1. Field
Embodiments relate to a power management apparatus interoperating with a smart socket coupled to an electric device, a power management system including the power management apparatus, and a method for controlling the power management system.
2. Description of the Related Art
With the development of Information Technology (IT), the number of household appliances powered by electricity is rapidly increasing, in turn leading to increasing power consumption. In order to satisfy such increased power demand, the number of power plants is rapidly increasing. However, as can be seen from a power demand pattern, peak capacity is not reached during most days of the year, that is to say, power plants only operate at full capacity during a few days out of the year.
A state in which a high power demand is required for a short time is called peak load. During periods of peak load, electricity costs the most to generate and deliver, and therefore power providers raise the power rate charged to consumers during periods of peak load. Construction costs for adding an additional power plant to the grid are extremely high and maintenance costs for power plants constructed to maintain peak load for a short period are considerable.
Recently, numerous developers are conducting intensive research into a demand management method for temporarily restricting power consumption by limiting peak load without constructing such additional power plants.

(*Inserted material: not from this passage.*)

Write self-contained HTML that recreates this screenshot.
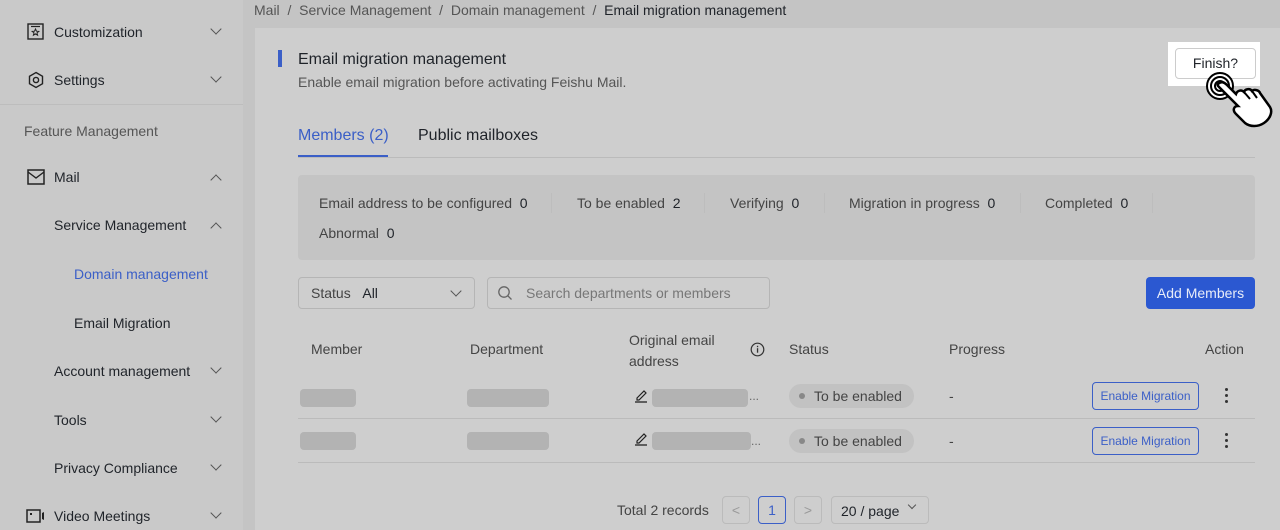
<!DOCTYPE html>
<html><head><meta charset="utf-8"><style>
*{box-sizing:border-box;margin:0;padding:0}
html,body{width:1280px;height:530px;overflow:hidden}
body{background:#c4c4c4;font-family:"Liberation Sans",sans-serif;font-size:14px;color:#1f2329;position:relative}
.a{position:absolute;white-space:nowrap}
.side{position:absolute;left:0;top:0;width:243px;height:530px;background:#c9c9c9}
.card{position:absolute;left:255px;top:28px;width:1025px;height:502px;background:#cecece}
.chev{position:absolute;width:8px;height:8px;border-right:1.3px solid #555;border-bottom:1.3px solid #555;transform:rotate(45deg)}
.up{transform:rotate(-135deg)}
.blur{position:absolute;background:#b3b3b3;border-radius:4px;height:18px}
.pill{position:absolute;background:#c2c2c2;border-radius:12px;height:24px;padding:0 12px 0 10px;line-height:24px;color:#444;font-size:14px}
.pill:before{content:"";display:inline-block;width:6px;height:6px;border-radius:3px;background:#888;margin-right:9px;vertical-align:2px}
.eb{position:absolute;border:1px solid #3b5fc7;border-radius:4px;color:#3b5fc7;font-size:12px;height:28px;line-height:26px;width:107px;text-align:center;background:#cecece}
.dots{position:absolute;width:3px}
.dots i{display:block;width:3px;height:3px;background:#333;border-radius:2px;margin-bottom:3px}
.sep{position:absolute;width:1px;height:20px;background:#bdbdbd;top:193px}
</style></head><body>
<div class="side">
 <svg class="a" style="left:27px;top:23px" width="17" height="17" viewBox="0 0 17 17"><rect x="1" y="1" width="15" height="15" fill="none" stroke="#222" stroke-width="1.4"/><line x1="4" y1="3.5" x2="13" y2="3.5" stroke="#222" stroke-width="1.2"/><path d="M8.5 6l1 2.2 2.3.2-1.8 1.5.6 2.3-2.1-1.3-2.1 1.3.6-2.3-1.8-1.5 2.3-.2z" fill="none" stroke="#222" stroke-width="1"/></svg>
 <div class="a" style="left:54px;top:24px">Customization</div><div class="chev" style="left:212px;top:25px"></div>
 <svg class="a" style="left:27px;top:71px" width="18" height="18" viewBox="0 0 18 18"><path d="M9 1.5l6.5 3.75v7.5L9 16.5l-6.5-3.75v-7.5z" fill="none" stroke="#222" stroke-width="1.4"/><circle cx="9" cy="9" r="2.6" fill="none" stroke="#222" stroke-width="1.4"/></svg>
 <div class="a" style="left:54px;top:72px">Settings</div><div class="chev" style="left:212px;top:73px"></div>
 <div class="a" style="left:0;top:104px;width:243px;height:1px;background:#bdbdbd"></div>
 <div class="a" style="left:24px;top:123px;color:#555">Feature Management</div>
 <svg class="a" style="left:27px;top:169px" width="18" height="16" viewBox="0 0 18 16"><rect x="1" y="1" width="16" height="14" fill="none" stroke="#222" stroke-width="1.5"/><path d="M1 3l8 6 8-6" fill="none" stroke="#222" stroke-width="1.4"/></svg>
 <div class="a" style="left:54px;top:169px">Mail</div><div class="chev up" style="left:212px;top:176px"></div>
 <div class="a" style="left:54px;top:217px">Service Management</div><div class="chev up" style="left:212px;top:224px"></div>
 <div class="a" style="left:74px;top:266px;color:#3b5fc7">Domain management</div>
 <div class="a" style="left:74px;top:315px">Email Migration</div>
 <div class="a" style="left:54px;top:363px">Account management</div><div class="chev" style="left:212px;top:364px"></div>
 <div class="a" style="left:54px;top:412px">Tools</div><div class="chev" style="left:212px;top:413px"></div>
 <div class="a" style="left:54px;top:460px">Privacy Compliance</div><div class="chev" style="left:212px;top:461px"></div>
 <svg class="a" style="left:26px;top:509px" width="20" height="14" viewBox="0 0 20 14"><rect x="1" y="1" width="13" height="12" fill="none" stroke="#222" stroke-width="1.5"/><rect x="4" y="4" width="2" height="2" fill="#222"/><path d="M16 4v6l2 1V3z" fill="#222"/></svg>
 <div class="a" style="left:54px;top:508px">Video Meetings</div><div class="chev" style="left:212px;top:509px"></div>
</div>
<div class="a" style="left:254px;top:2px;color:#555">Mail &nbsp;/ &nbsp;Service Management &nbsp;/ &nbsp;Domain management &nbsp;/ &nbsp;<span style="color:#1f2329">Email migration management</span></div>
<div class="card"></div>
<div class="a" style="left:278px;top:50px;width:4px;height:17px;background:#3b5fc7"></div>
<div class="a" style="left:298px;top:51px;font-size:16px">Email migration management</div>
<div class="a" style="left:298px;top:74px;color:#555">Enable email migration before activating Feishu Mail.</div>
<div class="a" style="left:1168px;top:42px;width:92px;height:44px;background:#fff"></div>
<div class="a" style="left:1175px;top:48px;width:81px;height:31px;border:1px solid #ccc;border-radius:4px;text-align:center;line-height:29px;background:#fff">Finish?</div>
<svg class="a" style="left:1200px;top:70px" width="80" height="60" viewBox="0 0 80 60"><circle cx="20" cy="16" r="13" fill="#fff" stroke="#000" stroke-width="2"/><circle cx="20" cy="16" r="9" fill="none" stroke="#000" stroke-width="2"/><circle cx="20" cy="16" r="5" fill="none" stroke="#000" stroke-width="2"/><path d="M18 14c3-3 6-2 9 1l9 9c1-3 5-5 8-2 1-3 6-4 8-1 2-2 7-1 8 2l10 14c3 5 0 12-6 16s-14 4-19 0l-9-9c-4-4-2-8 2-8l-3-3-15-15c-2-2-3-3-2-4z" fill="#fff" stroke="#000" stroke-width="2.5"/><path d="M44 22l6 7M52 21l5 7" stroke="#000" stroke-width="2" fill="none"/></svg>
<div class="a" style="left:298px;top:127px;font-size:16px;color:#3b5fc7">Members (2)</div>
<div class="a" style="left:418px;top:127px;font-size:16px">Public mailboxes</div>
<div class="a" style="left:298px;top:155px;width:90px;height:3px;background:#3b5fc7"></div>
<div class="a" style="left:298px;top:157px;width:957px;height:1px;background:#bbb"></div>
<div class="a" style="left:298px;top:175px;width:957px;height:85px;background:#c4c4c4;border-radius:4px"></div>
<div class="a" style="left:319px;top:195px;color:#444">Email address to be configured &nbsp;<span style="color:#1f2329">0</span></div>
<div class="sep" style="left:551px"></div>
<div class="a" style="left:577px;top:195px;color:#444">To be enabled &nbsp;<span style="color:#1f2329">2</span></div>
<div class="sep" style="left:704px"></div>
<div class="a" style="left:730px;top:195px;color:#444">Verifying &nbsp;<span style="color:#1f2329">0</span></div>
<div class="sep" style="left:824px"></div>
<div class="a" style="left:849px;top:195px;color:#444">Migration in progress &nbsp;<span style="color:#1f2329">0</span></div>
<div class="sep" style="left:1020px"></div>
<div class="a" style="left:1045px;top:195px;color:#444">Completed &nbsp;<span style="color:#1f2329">0</span></div>
<div class="sep" style="left:1152px"></div>
<div class="a" style="left:319px;top:225px;color:#444">Abnormal &nbsp;<span style="color:#1f2329">0</span></div>
<div class="a" style="left:298px;top:277px;width:177px;height:32px;border:1px solid #b5b5b5;border-radius:4px"></div>
<div class="a" style="left:311px;top:285px;color:#444">Status &nbsp;&nbsp;<span style="color:#1f2329">All</span></div>
<div class="chev" style="left:452px;top:287px"></div>
<div class="a" style="left:487px;top:277px;width:283px;height:32px;border:1px solid #b5b5b5;border-radius:4px"></div>
<svg class="a" style="left:497px;top:285px" width="16" height="16" viewBox="0 0 16 16"><circle cx="7" cy="7" r="5.2" fill="none" stroke="#666" stroke-width="1.3"/><path d="M11 11l3.5 3.5" stroke="#666" stroke-width="1.3"/></svg>
<div class="a" style="left:526px;top:285px;color:#777">Search departments or members</div>
<div class="a" style="left:1146px;top:277px;width:109px;height:32px;background:#2b58d1;border-radius:4px;color:#e8ecf8;text-align:center;line-height:32px">Add Members</div>
<div class="a" style="left:311px;top:341px;color:#444">Member</div>
<div class="a" style="left:470px;top:341px;color:#444">Department</div>
<div class="a" style="left:629px;top:330px;color:#444;line-height:21px">Original email<br>address</div>
<svg class="a" style="left:750px;top:342px" width="15" height="15" viewBox="0 0 15 15"><circle cx="7.5" cy="7.5" r="6.3" fill="none" stroke="#333" stroke-width="1.2"/><rect x="6.9" y="6.2" width="1.3" height="4.5" fill="#333"/><rect x="6.9" y="3.8" width="1.3" height="1.4" fill="#333"/></svg>
<div class="a" style="left:789px;top:341px;color:#444">Status</div>
<div class="a" style="left:949px;top:341px;color:#444">Progress</div>
<div class="a" style="left:1205px;top:341px;color:#444">Action</div>
<div class="blur" style="left:300px;top:389px;width:56px"></div>
<div class="blur" style="left:467px;top:389px;width:82px"></div>
<svg class="a" style="left:634px;top:388px" width="15" height="15" viewBox="0 0 15 15"><path d="M3 10l7-7 2 2-7 7H3z" fill="none" stroke="#222" stroke-width="1.2"/><path d="M1 14h12" stroke="#222" stroke-width="1.3"/></svg>
<div class="blur" style="left:652px;top:389px;width:96px"></div>
<div class="a" style="left:749px;top:389px;color:#666;font-size:12px">...</div>
<div class="pill" style="left:789px;top:384px">To be enabled</div>
<div class="a" style="left:949px;top:388px;color:#444">-</div>
<div class="eb" style="left:1092px;top:382px">Enable Migration</div>
<div class="dots" style="left:1225px;top:388px"><i></i><i></i><i></i></div>
<div class="a" style="left:298px;top:418px;width:957px;height:1px;background:#bbb"></div>
<div class="blur" style="left:300px;top:432px;width:56px"></div>
<div class="blur" style="left:467px;top:432px;width:82px"></div>
<svg class="a" style="left:634px;top:431px" width="15" height="15" viewBox="0 0 15 15"><path d="M3 10l7-7 2 2-7 7H3z" fill="none" stroke="#222" stroke-width="1.2"/><path d="M1 14h12" stroke="#222" stroke-width="1.3"/></svg>
<div class="blur" style="left:652px;top:432px;width:99px"></div>
<div class="a" style="left:751px;top:434px;color:#666;font-size:12px">...</div>
<div class="pill" style="left:789px;top:429px">To be enabled</div>
<div class="a" style="left:949px;top:433px;color:#444">-</div>
<div class="eb" style="left:1092px;top:427px">Enable Migration</div>
<div class="dots" style="left:1225px;top:433px"><i></i><i></i><i></i></div>
<div class="a" style="left:298px;top:462px;width:957px;height:1px;background:#bbb"></div>
<div class="a" style="left:617px;top:502px;color:#444">Total 2 records</div>
<div class="a" style="left:722px;top:496px;width:28px;height:28px;border:1px solid #bbb;border-radius:4px;text-align:center;line-height:26px;color:#999">&lt;</div>
<div class="a" style="left:758px;top:496px;width:28px;height:28px;border:1px solid #3b5fc7;border-radius:4px;text-align:center;line-height:26px;color:#3b5fc7">1</div>
<div class="a" style="left:794px;top:496px;width:28px;height:28px;border:1px solid #bbb;border-radius:4px;text-align:center;line-height:26px;color:#999">&gt;</div>
<div class="a" style="left:831px;top:496px;width:98px;height:28px;border:1px solid #bbb;border-radius:4px;padding-left:9px;line-height:28px">20 / page</div>
<div class="chev" style="left:909px;top:502px;width:6px;height:6px"></div>
</body></html>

For the aforementioned purposes, demand management is a focus of attention, and a great deal of research is focused upon an advanced demand management format for demand response (DR).
DR is a system for intelligently managing energy consumption depending upon variation in power rates. For example, the consumer may temporarily stop an air-conditioner so as to reduce power consumption when power rates are high.

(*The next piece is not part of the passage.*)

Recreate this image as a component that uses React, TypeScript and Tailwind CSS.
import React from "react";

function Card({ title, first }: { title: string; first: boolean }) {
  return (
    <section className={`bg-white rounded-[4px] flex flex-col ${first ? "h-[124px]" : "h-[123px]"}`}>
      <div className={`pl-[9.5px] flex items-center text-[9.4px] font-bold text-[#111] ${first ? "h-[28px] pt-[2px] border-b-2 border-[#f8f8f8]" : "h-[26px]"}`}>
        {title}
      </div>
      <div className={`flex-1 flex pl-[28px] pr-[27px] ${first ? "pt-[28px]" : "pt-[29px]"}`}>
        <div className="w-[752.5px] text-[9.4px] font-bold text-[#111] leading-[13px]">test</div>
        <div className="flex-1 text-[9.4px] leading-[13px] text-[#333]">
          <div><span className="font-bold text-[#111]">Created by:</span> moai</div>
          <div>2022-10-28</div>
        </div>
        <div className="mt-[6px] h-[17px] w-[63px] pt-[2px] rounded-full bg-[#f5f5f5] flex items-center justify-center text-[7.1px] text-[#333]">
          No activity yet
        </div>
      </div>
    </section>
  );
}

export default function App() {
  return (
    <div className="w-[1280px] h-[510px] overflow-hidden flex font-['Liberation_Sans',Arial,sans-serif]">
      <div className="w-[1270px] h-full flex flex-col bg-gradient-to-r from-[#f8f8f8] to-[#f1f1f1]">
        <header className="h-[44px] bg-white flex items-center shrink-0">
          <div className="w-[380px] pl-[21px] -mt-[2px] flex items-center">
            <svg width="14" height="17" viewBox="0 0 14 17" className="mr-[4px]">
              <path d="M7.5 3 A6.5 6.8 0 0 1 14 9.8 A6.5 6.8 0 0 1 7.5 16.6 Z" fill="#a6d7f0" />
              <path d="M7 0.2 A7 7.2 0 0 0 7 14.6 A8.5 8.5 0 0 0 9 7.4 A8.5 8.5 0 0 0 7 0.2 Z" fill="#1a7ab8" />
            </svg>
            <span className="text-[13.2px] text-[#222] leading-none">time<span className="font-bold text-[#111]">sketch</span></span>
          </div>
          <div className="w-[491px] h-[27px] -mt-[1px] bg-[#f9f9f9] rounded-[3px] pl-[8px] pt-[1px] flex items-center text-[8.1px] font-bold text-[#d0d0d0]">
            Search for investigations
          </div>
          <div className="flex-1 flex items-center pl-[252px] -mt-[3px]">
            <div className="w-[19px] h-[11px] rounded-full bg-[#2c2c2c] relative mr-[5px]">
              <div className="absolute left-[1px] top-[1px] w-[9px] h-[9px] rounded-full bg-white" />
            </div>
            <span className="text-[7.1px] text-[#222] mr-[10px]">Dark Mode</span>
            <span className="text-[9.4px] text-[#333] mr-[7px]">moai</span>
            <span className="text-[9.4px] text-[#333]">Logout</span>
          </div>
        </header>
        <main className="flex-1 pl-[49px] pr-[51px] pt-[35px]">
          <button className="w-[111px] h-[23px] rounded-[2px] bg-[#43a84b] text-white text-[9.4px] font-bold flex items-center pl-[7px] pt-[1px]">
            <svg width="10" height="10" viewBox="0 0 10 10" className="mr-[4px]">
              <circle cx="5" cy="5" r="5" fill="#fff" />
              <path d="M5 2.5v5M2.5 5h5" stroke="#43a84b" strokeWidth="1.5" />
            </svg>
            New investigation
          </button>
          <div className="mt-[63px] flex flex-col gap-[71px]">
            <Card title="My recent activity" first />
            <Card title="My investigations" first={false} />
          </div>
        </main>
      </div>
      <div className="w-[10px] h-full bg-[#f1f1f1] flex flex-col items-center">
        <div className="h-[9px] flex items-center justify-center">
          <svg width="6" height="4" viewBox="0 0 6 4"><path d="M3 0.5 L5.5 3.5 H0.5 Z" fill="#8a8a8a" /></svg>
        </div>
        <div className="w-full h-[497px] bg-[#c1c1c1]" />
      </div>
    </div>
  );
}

By means of the DR, a power-supply source can alter user power consumption patterns to achieve load balancing and can restrict user power consumption to periods when demand is low, thereby reducing the user's overall energy expenditure.
Therefore, an Energy Management System (EMS) to which demand response (DR) is applied has been developed. The EMS receives current power rate information from the power provider, displays a current power rate on the display, and controls driving of each electric device on the basis of the current power rate information and power consumption of each electric device.
In this case, the electric device is a smart electric device that meters power and performs a communication function, is controlled by the EMS, meters power consumption when driven by the EMS, and transmits the metered power to the EMS.
As described above, in order to effectively utilize power at a low price, the EMS and the smart electric device must be installed in every home. However, because the lifetime of a general electric device currently used in each home and the purchase price of the smart electric device, installation of the smart electric device in every home is difficult. That is, a considerably long period of time may be required before such smart electric devices can enter into widespread use.
Therefore, although each home can effectively utilize power at a low price, it is difficult to effectively utilize power in each home because a smart electric device has not been installed in most homes.